Greg Lellouche, founder and CEO of No Man Walks Alone, runs a successful online men’s shop focused on craftsmanship. His team digs deeps to find consensus on strategy in terms of direction and magnitude. They also know that adjustments are required over the long-term.
No Man Walks Alone is run by a small team so their planning isn’t an overly formalized exercise. However, they do make sure they find team consensus on direction and plan months in advance.
“Think carefully about all the tools you need, such as the software and other technology that you will be using,” recommends Lellouche. “But also leave some room to change your mind and adapt as you start using them. Nothing beats going through the processes and steps required to run your business, to understand what tools you really need and where to expend resources and time to improve.”
Regular, dedicated time for planning can help you to fine-tune and adapt to new information.
“We reflect on where we are as a business quarterly, about a week after every board meeting,” explains Heller of Arccos.
“Our CEO processes feedback from the meeting and sits down with the entire company to discuss. Everyone from the newest intern to our VPs weighs in with their thoughts and opinions. It’s informal, but very open and honest.”
The Arccos marketing team has found that promotions are a way to take-charge to attract more customers.
“Our promotions, fueled by some paid media and our own social media, have been very successful in moving us to a more proactive stance,” explained Vice President of Marketing for Arccos, Stephanie Boms. “Now we are working on executing a content strategy with the goal to increase qualified traffic to our site.”
Quarter 3 (Q3)
Questions to consider:
- How is our progress toward our goals?
- What adjustments are needed?
- What do we need to do for the holidays in Q4?
Holidays, holidays, holidays – we can’t say it enough – Q3 should be focused on preparing for the holidays.
Ideally ecommerce retailers would be doing things such as:
- stress-testing for holiday traffic spikes to make sure your hosting is sufficient
- conducting user research and/or testing for any new features or changes
- making sure you have an emergency plan in place if your site goes down or has a critical issue
- determining marketing and engagement plans during the holiday season, for example, competitive shipping, highlighting top grossing categories, developing a gift guide. Read more details on these revenue-producing ideas here.

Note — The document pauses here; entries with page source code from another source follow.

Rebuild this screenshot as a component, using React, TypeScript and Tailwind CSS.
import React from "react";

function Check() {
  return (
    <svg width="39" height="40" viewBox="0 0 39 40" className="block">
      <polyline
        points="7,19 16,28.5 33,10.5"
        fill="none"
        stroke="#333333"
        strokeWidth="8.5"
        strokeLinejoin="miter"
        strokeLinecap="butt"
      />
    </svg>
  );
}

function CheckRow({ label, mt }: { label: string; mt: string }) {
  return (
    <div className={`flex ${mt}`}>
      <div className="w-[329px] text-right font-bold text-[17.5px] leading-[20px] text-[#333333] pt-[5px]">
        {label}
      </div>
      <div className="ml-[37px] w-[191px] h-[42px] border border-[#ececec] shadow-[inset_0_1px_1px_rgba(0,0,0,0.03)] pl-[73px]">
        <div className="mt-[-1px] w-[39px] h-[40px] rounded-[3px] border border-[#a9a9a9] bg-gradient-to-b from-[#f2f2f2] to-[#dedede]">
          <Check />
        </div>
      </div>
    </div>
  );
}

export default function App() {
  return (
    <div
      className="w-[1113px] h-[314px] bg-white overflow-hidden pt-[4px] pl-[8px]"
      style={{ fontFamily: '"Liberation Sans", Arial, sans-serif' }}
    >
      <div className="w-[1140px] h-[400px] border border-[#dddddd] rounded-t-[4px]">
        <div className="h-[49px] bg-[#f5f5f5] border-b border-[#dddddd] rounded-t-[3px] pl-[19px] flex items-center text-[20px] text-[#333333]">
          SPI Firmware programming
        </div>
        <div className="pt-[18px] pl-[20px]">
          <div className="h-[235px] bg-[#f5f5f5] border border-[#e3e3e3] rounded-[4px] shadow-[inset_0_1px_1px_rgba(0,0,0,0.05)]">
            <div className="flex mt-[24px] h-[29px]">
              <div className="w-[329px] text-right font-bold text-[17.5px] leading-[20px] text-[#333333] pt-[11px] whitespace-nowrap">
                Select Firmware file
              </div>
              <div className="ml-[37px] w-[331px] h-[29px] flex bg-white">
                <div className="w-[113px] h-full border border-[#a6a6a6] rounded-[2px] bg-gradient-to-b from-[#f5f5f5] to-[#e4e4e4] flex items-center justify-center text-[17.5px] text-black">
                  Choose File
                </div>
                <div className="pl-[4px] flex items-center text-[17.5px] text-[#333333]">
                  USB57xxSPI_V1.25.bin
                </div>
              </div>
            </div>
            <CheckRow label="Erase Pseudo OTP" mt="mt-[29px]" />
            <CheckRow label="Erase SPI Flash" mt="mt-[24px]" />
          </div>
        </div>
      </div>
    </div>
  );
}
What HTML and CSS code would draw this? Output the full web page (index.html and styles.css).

“Be sure to not only focus on the user experience and brand/product presentation, but also focus on the back end part of the site,” recommends Boms of Arccos. “Set up things like state tax and shipping options early so your developers can build that in to your platform and communicate effectively to consumers.”

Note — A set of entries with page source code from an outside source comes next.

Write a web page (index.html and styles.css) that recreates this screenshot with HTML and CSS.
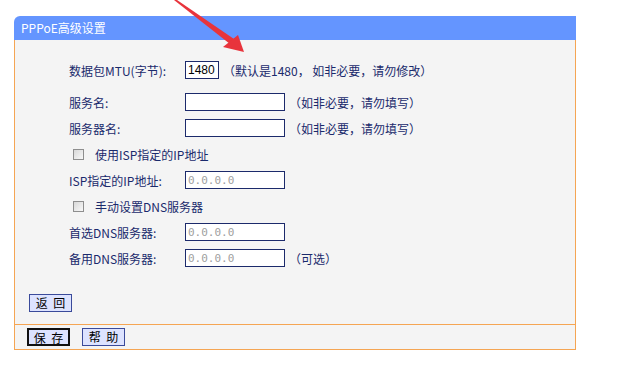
FILE: index.html
```html
<!DOCTYPE html>
<html>
	<head>
		<meta charset="utf-8"/>
		<title>PPPoE高级设置</title>
		<link rel="stylesheet" href="styles.css">
	</head>
	<body>
		<div class="panel">
			<div class="panel-head">PPPoE高级设置</div>
			<div class="panel-body">
				<div class="form-row first">
					<span class="label">数据包MTU(字节):</span>
					<input type="text" class="input-box mtu" value="1480"/>
					<span class="hint">（默认是1480， 如非必要，请勿修改）</span>
				</div>
				<div class="form-row">
					<span class="label">服务名:</span>
					<input type="text" class="input-box"/>
					<span class="hint">（如非必要，请勿填写）</span>
				</div>
				<div class="form-row">
					<span class="label">服务器名:</span>
					<input type="text" class="input-box"/>
					<span class="hint">（如非必要，请勿填写）</span>
				</div>
				<div class="form-row">
					<span class="check"></span>
					<span>使用ISP指定的IP地址</span>
				</div>
				<div class="form-row">
					<span class="label">ISP指定的IP地址:</span>
					<input type="text" class="input-box ip" value="0.0.0.0"/>
				</div>
				<div class="form-row">
					<span class="check"></span>
					<span>手动设置DNS服务器</span>
				</div>
				<div class="form-row">
					<span class="label">首选DNS服务器:</span>
					<input type="text" class="input-box ip" value="0.0.0.0"/>
				</div>
				<div class="form-row">
					<span class="label">备用DNS服务器:</span>
					<input type="text" class="input-box ip" value="0.0.0.0"/>
					<span class="hint">（可选）</span>
				</div>
				<div class="back-row">
					<button class="button">返 回</button>
				</div>
			</div>
			<div class="panel-foot">
				<button class="button default">保 存</button>
				<button class="button">帮 助</button>
			</div>
		</div>

		<svg class="arrow" width="260" height="60" viewBox="0 0 260 60">
			<polygon points="174,0 177,0 234,39 230,44" fill="#e8343c"/>
			<polygon points="244,52 223,47 238,35" fill="#e8343c"/>
		</svg>
	</body>
</html>
```

FILE: styles.css
```css
body{margin: 0px;font-size: 12px;font-family: "Noto Sans CJK SC", "DejaVu Sans", sans-serif;color: #1a2a6c;background: #fff;}
.panel{margin: 16px 0 0 14px;width: 562px;}
.panel-head{height: 24px;line-height: 24px;background: #6495ff;color: #fff;border-top-left-radius: 6px;padding-left: 7px;}
.panel-body{background: #f4f4f4;border-left: 1px solid #f5a553;border-right: 1px solid #f5a553;padding: 17px 0 12px 0;}
.form-row{display: flex;align-items: center;height: 26px;padding-left: 54px;}
.form-row.first{margin-bottom: 6px;}
.label{width: 116px;flex: none;}
.input-box{box-sizing: border-box;width: 100px;height: 18px;margin: 0;padding: 0 2px;border: 1px solid #1c2a6b;background: #fff;font-family: "Liberation Sans", sans-serif;font-size: 12px;color: #000;outline: none;}
.input-box.mtu{width: 34px;}
.input-box.ip{color: #a0a0a0;font-family: "DejaVu Sans Mono", monospace;font-size: 11px;}
.hint{margin-left: 4px;}
.check{box-sizing: border-box;width: 11px;height: 11px;margin: 0 11px 0 4px;border: 1px solid #8e8e8e;background: linear-gradient(135deg, #d8d8d8, #f8f8f8);}
.back-row{padding: 23px 0 0 14px;}
.button{box-sizing: border-box;height: 18px;width: 43px;padding: 0;border: 1px solid #3a4a9a;background: #dde3ff;color: #000;font-family: "Noto Sans CJK SC", sans-serif;font-size: 12px;line-height: 16px;word-spacing: 3px;cursor: pointer;}
.panel-foot{display: flex;align-items: center;gap: 12px;height: 24px;padding-left: 12px;background: #f4f4f4;border: 1px solid #f5a553;}
.button.default{border: 2px solid #111;}
.arrow{position: absolute;left: 0;top: 0;}
```
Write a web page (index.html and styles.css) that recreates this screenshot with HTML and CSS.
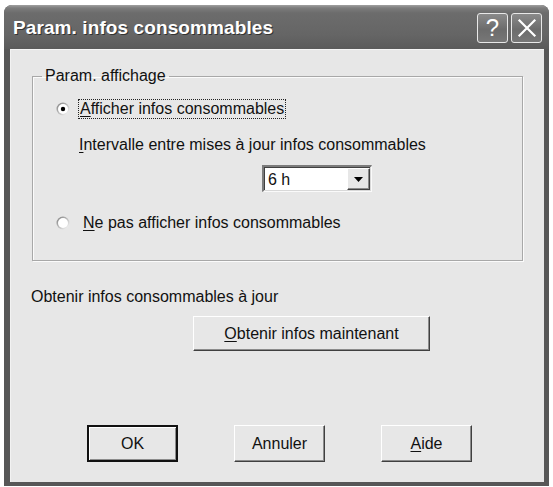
FILE: index.html
```html
<!DOCTYPE html>
<html lang="fr">
<head>
<meta charset="utf-8">
<title>Param. infos consommables</title>
<link rel="stylesheet" href="styles.css">
</head>
<body>
<div class="window">
  <div class="titlebar">
    <span class="title">Param. infos consommables</span>
    <div class="caption-buttons">
      <span class="cap-btn">?</span>
      <span class="cap-btn">
        <svg width="20" height="20" viewBox="0 0 20 20"><path d="M2.5 2.5 L17.5 17.5 M17.5 2.5 L2.5 17.5" stroke="#fff" stroke-width="2.2" stroke-linecap="square"/></svg>
      </span>
    </div>
  </div>
  <div class="client">
    <fieldset class="group">
      <legend>Param. affichage</legend>
      <div class="radio-row first">
        <span class="radio"><svg width="14" height="14" viewBox="0 0 14 14"><defs><linearGradient id="rg1" x1="0" y1="0" x2="1" y2="1"><stop offset="0" stop-color="#7a7a7a"/><stop offset="1" stop-color="#ffffff"/></linearGradient></defs><circle cx="7" cy="7" r="6.5" fill="url(#rg1)"/><circle cx="7" cy="7" r="5" fill="#fff"/><circle cx="7" cy="7" r="2.2" fill="#000"/></svg></span>
        <span class="label focus"><u>A</u>fficher infos consommables</span>
      </div>
      <div class="sublabel"><u>I</u>ntervalle entre mises à jour infos consommables</div>
      <div class="select">
        <span class="select-value">6 h</span>
        <span class="select-arrow"><svg width="9" height="5" viewBox="0 0 9 5"><path d="M0 0 H9 L4.5 5 Z" fill="#000"/></svg></span>
      </div>
      <div class="radio-row second">
        <span class="radio"><svg width="14" height="14" viewBox="0 0 14 14"><defs><linearGradient id="rg2" x1="0" y1="0" x2="1" y2="1"><stop offset="0" stop-color="#7a7a7a"/><stop offset="1" stop-color="#ffffff"/></linearGradient></defs><circle cx="7" cy="7" r="6.5" fill="url(#rg2)"/><circle cx="7" cy="7" r="5" fill="#fff"/></svg></span>
        <span class="label"><u>N</u>e pas afficher infos consommables</span>
      </div>
    </fieldset>
    <div class="update-text">Obtenir infos consommables à jour</div>
    <div class="update-row">
      <button class="btn wide"><u>O</u>btenir infos maintenant</button>
    </div>
    <div class="bottom-row">
      <button class="btn default">OK</button>
      <button class="btn">Annuler</button>
      <button class="btn"><u>A</u>ide</button>
    </div>
  </div>
</div>
</body>
</html>
```
FILE: styles.css
```css
html, body {
  margin: 0;
  padding: 0;
  background: #ffffff;
}
body {
  font-family: "Liberation Sans", Arial, sans-serif;
  font-size: 16px;
  color: #111;
}
.window {
  margin: 5px 0 0 4px;
  width: 545px;
  height: 481px;
  background: #575757;
  border-radius: 8px 8px 0 0;
  display: flex;
  flex-direction: column;
  box-sizing: border-box;
  padding: 0 5px 4px 6px;
}
.titlebar {
  height: 44px;
  flex: none;
  margin: 0 -5px 0 -6px;
  padding: 0 7px 0 7px;
  border-radius: 8px 8px 0 0;
  background: linear-gradient(to bottom, #a0a0a0 0px, #7c7c7c 3px, #6c6c6c 8px, #656565 30px, #5a5a5a 44px);
  display: flex;
  align-items: center;
  justify-content: space-between;
}
.title {
  font-family: "Liberation Sans", Arial, sans-serif;
  font-weight: bold;
  font-size: 19px;
  color: #fff;
  text-shadow: 1px 1px 0 #333;
  letter-spacing: 0.1px;
  padding-left: 2px;
  padding-top: 2px;
}
.caption-buttons {
  display: flex;
  gap: 3px;
  padding-top: 1px;
}
.cap-btn {
  width: 31px;
  height: 30px;
  box-sizing: border-box;
  border: 1px solid #e8e8e8;
  border-radius: 3px;
  background: linear-gradient(to bottom, #8a8a8a, #6c6c6c 55%, #777777);
  color: #fff;
  display: flex;
  align-items: center;
  justify-content: center;
  font-family: "Liberation Sans", Arial, sans-serif;
  font-size: 24px;
  line-height: 1;
}
.client {
  flex: 1;
  background: #e7e7e7;
  border-top: 1px solid #f4f4f4;
  border-left: 1px solid #f2f2f2;
  padding: 0 21px 0 21px;
  display: flex;
  flex-direction: column;
}
.group {
  margin: 17px 0 0 0;
  padding: 0 0 27px 0;
  border: 1px solid #a8a8a8;
  box-shadow: inset 1px 1px 0 #fbfbfb, 1px 1px 0 #fbfbfb;
  min-width: 0;
}
.group legend {
  margin-left: 9px;
  padding: 0 3px;
  line-height: 18px;
}
.radio-row {
  display: flex;
  align-items: center;
  height: 20px;
  padding-left: 23px;
}
.radio-row.first { margin-top: 14px; }
.radio-row.second { margin-top: 21px; }
.radio {
  width: 14px;
  height: 14px;
  display: block;
  flex: none;
}
.radio svg { display: block; }
.label {
  margin-left: 12px;
  padding: 0 1px;
  line-height: 18px;
}
.label.focus {
  outline: 1px dotted #222;
  outline-offset: 0;
  margin-left: 9px;
}
.sublabel {
  margin: 16px 0 0 46px;
  line-height: 20px;
  height: 20px;
}
.select {
  margin: 10px 0 0 229px;
  width: 110px;
  height: 27px;
  box-sizing: border-box;
  background: #fff;
  border-top: 2px solid #7c7c7c;
  border-left: 2px solid #7c7c7c;
  border-right: 1px solid #fafafa;
  border-bottom: 1px solid #fafafa;
  box-shadow: inset -1px -1px 0 #d8d8d8, inset 1px 1px 0 #404040;
  display: flex;
  align-items: stretch;
  justify-content: space-between;
  padding: 1px 1px 1px 4px;
}
.select-value {
  align-self: center;
  line-height: 18px;
  padding-top: 1px;
}
.select-arrow {
  width: 23px;
  box-sizing: border-box;
  background: #e7e7e7;
  border-top: 1px solid #fff;
  border-left: 1px solid #fff;
  border-right: 1px solid #404040;
  border-bottom: 1px solid #404040;
  box-shadow: inset -1px -1px 0 #8a8a8a;
  display: flex;
  align-items: center;
  justify-content: center;
}
.select-arrow svg { display: block; }
.update-text {
  margin: 27px 0 0 -1px;
  line-height: 18px;
  height: 18px;
}
.update-row {
  margin: 10px 0 0 161px;
}
.btn {
  font-family: "Liberation Sans", Arial, sans-serif;
  font-size: 16px;
  color: #111;
  background: #e7e7e7;
  box-sizing: border-box;
  border-top: 1px solid #ffffff;
  border-left: 1px solid #ffffff;
  border-right: 1px solid #404040;
  border-bottom: 1px solid #404040;
  box-shadow: inset -1px -1px 0 #8c8c8c;
  border-radius: 0;
  padding: 0;
  margin: 0;
  height: 37px;
  width: 91px;
}
.btn.wide {
  width: 237px;
  height: 35px;
}
.btn.default {
  border: 2px solid #111;
  box-shadow: inset 1px 1px 0 #fff, inset -1px -1px 0 #8c8c8c;
}
.bottom-row {
  display: flex;
  margin: 74px 0 0 55px;
  gap: 56px;
}
u {
  text-decoration: underline;
  text-underline-offset: 2px;
}
```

Do not go to your development team in Q4 about a change you need for the holiday season.
You are likely to be disappointed because what you want to happen can’t be executed and tested properly in the time frame you need. And Q4 is not a time for hurried work or executing a half-baked plan. If your site experiences technical problems or goes down during holiday shopping season, the revenue consequences can be tremendous.
August is a great time to talk with your development team about your ecommerce strategy for the holidays.
Quarter 4 (Q4)
By now, you shouldn’t be thinking about the big picture but executing your plan, tracking your data and being ready for any fires. For most ecommerce firms, Q4 is not a time for major changes or big projects.

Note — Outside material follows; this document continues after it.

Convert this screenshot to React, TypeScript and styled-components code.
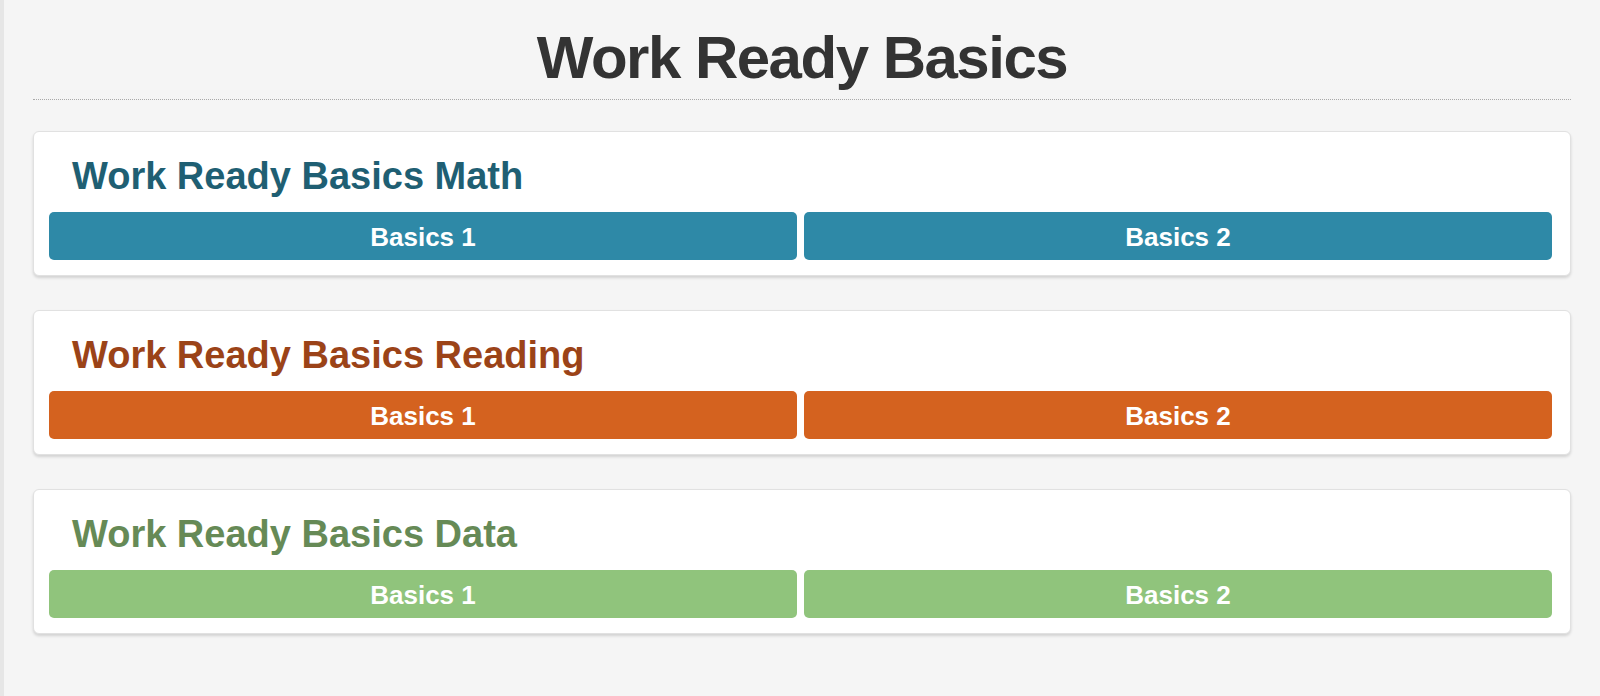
import React from "react";
import styled, { createGlobalStyle } from "styled-components";

const GlobalStyle = createGlobalStyle`
  html, body {
    margin: 0;
    padding: 0;
    background: #f5f5f5;
  }
  body {
    font-family: "Liberation Sans", Arial, Helvetica, sans-serif;
  }
`;

type Tone = "math" | "reading" | "data";

const palette: Record<Tone, { title: string; button: string }> = {
  math: { title: "#1f5f73", button: "#2e89a7" },
  reading: { title: "#9b4318", button: "#d4621f" },
  data: { title: "#668a56", button: "#90c47c" },
};

const sections: { tone: Tone; name: string }[] = [
  { tone: "math", name: "Work Ready Basics Math" },
  { tone: "reading", name: "Work Ready Basics Reading" },
  { tone: "data", name: "Work Ready Basics Data" },
];

function App() {
  return (
    <>
      <GlobalStyle />
      <StPage>
        <StHeading>Work Ready Basics</StHeading>
        <StList>
          {sections.map((section) => (
            <StCard key={section.tone}>
              <StCardTitle $tone={section.tone}>{section.name}</StCardTitle>
              <StButtonRow>
                <StLevelButton $tone={section.tone}>Basics 1</StLevelButton>
                <StLevelButton $tone={section.tone}>Basics 2</StLevelButton>
              </StButtonRow>
            </StCard>
          ))}
        </StList>
      </StPage>
    </>
  );
}

const StPage = styled.div`
  min-height: 696px;
  box-sizing: border-box;
  border-left: 4px solid #e6e6e6;
  padding: 23px 29px 40px;
`;

const StHeading = styled.h1`
  margin: 0;
  padding-bottom: 7px;
  border-bottom: 1px dotted #a9a9a9;
  font-size: 60px;
  line-height: 69px;
  letter-spacing: -1.5px;
  font-weight: 700;
  color: #333333;
  text-align: center;
`;

const StList = styled.div`
  display: flex;
  flex-direction: column;
  gap: 34px;
  margin-top: 31px;
`;

const StCard = styled.section`
  background: #ffffff;
  border: 1px solid #e1e1e1;
  border-radius: 6px;
  box-shadow: 0 2px 3px rgba(0, 0, 0, 0.14);
  padding: 22px 18px 15px 15px;
`;

const StCardTitle = styled.h2<{ $tone: Tone }>`
  margin: 0 0 14px 23px;
  font-size: 38px;
  line-height: 44px;
  font-weight: 700;
  color: ${(p) => palette[p.$tone].title};
`;

const StButtonRow = styled.div`
  display: grid;
  grid-template-columns: 1fr 1fr;
  gap: 7px;
`;

const StLevelButton = styled.button<{ $tone: Tone }>`
  height: 48px;
  padding: 2px 0 0;
  border: 0;
  border-radius: 5px;
  background: ${(p) => palette[p.$tone].button};
  color: #ffffff;
  font-family: "Liberation Sans", Arial, Helvetica, sans-serif;
  font-size: 26px;
  font-weight: 700;
  cursor: pointer;
`;

export default App;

“We don’t have 15 minutes to spare in Q4,” explained Joicus of greatBIGcanvas. “I know ecommerce people who make sure their kids aren’t born in Q4 because it’s so hard to take any time off at all.”
Q4 is the World Series or March Madness time for ecommerce retailers – it’s time to show your stuff and execute well. The extra effort you’ve put into planning your ecommerce strategy should pay off with higher traffic and conversions as well as great customer experiences. Q4 should be less about putting out fires and more about jumping on opportunities if you’ve done your work in Q1-Q3.
How Your Development Team Fits into Your Ecommerce Strategy
Your development team helps you execute the technical aspects of your strategic plan and avoid as many fires as possible.
We believe that for ecommerce sites that don’t have an in-house development team, a retainer agreement with a development firm is a key component to success. Retainer agreements align our teams and encourage all of us to have an overarching plan. Each month a number of development hours are devoted to improving your website. See an example of a proactive development project that is saving thousands of dollars for a Boston-based client. Time set aside for planning combined with your development retainer agreement encourage you to take care of important items before a crisis hits.
Time set aside for planning combined with your development retainer agreement encourage you to take care of important items before a crisis hits.
Common “emergencies” we hear about in the world of ecommerce are:
- Traffic spikes and other hosting related issues
- Unforeseen bugs and glitches that affect check out
- Uncontrollable changes to third party apps that impact your site
The reality of an ecommerce shop is that there are sometime unavoidable fires that occur that require you to put on a firefighter’s hat and call for help. For example, Paypal recently changed their API, and all of our clients who used a certain Paypal product needed to have their sites updated. With a dev team on call who knows your site, this can be a quick and easy change. But seeking out a new dev team and updating them on all of this on the fly is a big challenge.
Also critical is having a scalable hosting plan that can dedicate additional resources as needed. The best situation is if you have a development shop who can also host your website. Because we are familiar with clients’ sites and how they are setup, we are in a position to know their hosting needs well. We can allot resources where necessary and adjust for planned events. For example, for a big email blast, we can devise a plan to stagger the mailing if this would be beneficial for site load.
To be successful and sustainable in the long term, you need an ecommerce strategy and the right people to help you execute it.
Put away the firefighter hat. Get that strategic plan in place and find those partners who support you in proactively planning instead of only putting out fires.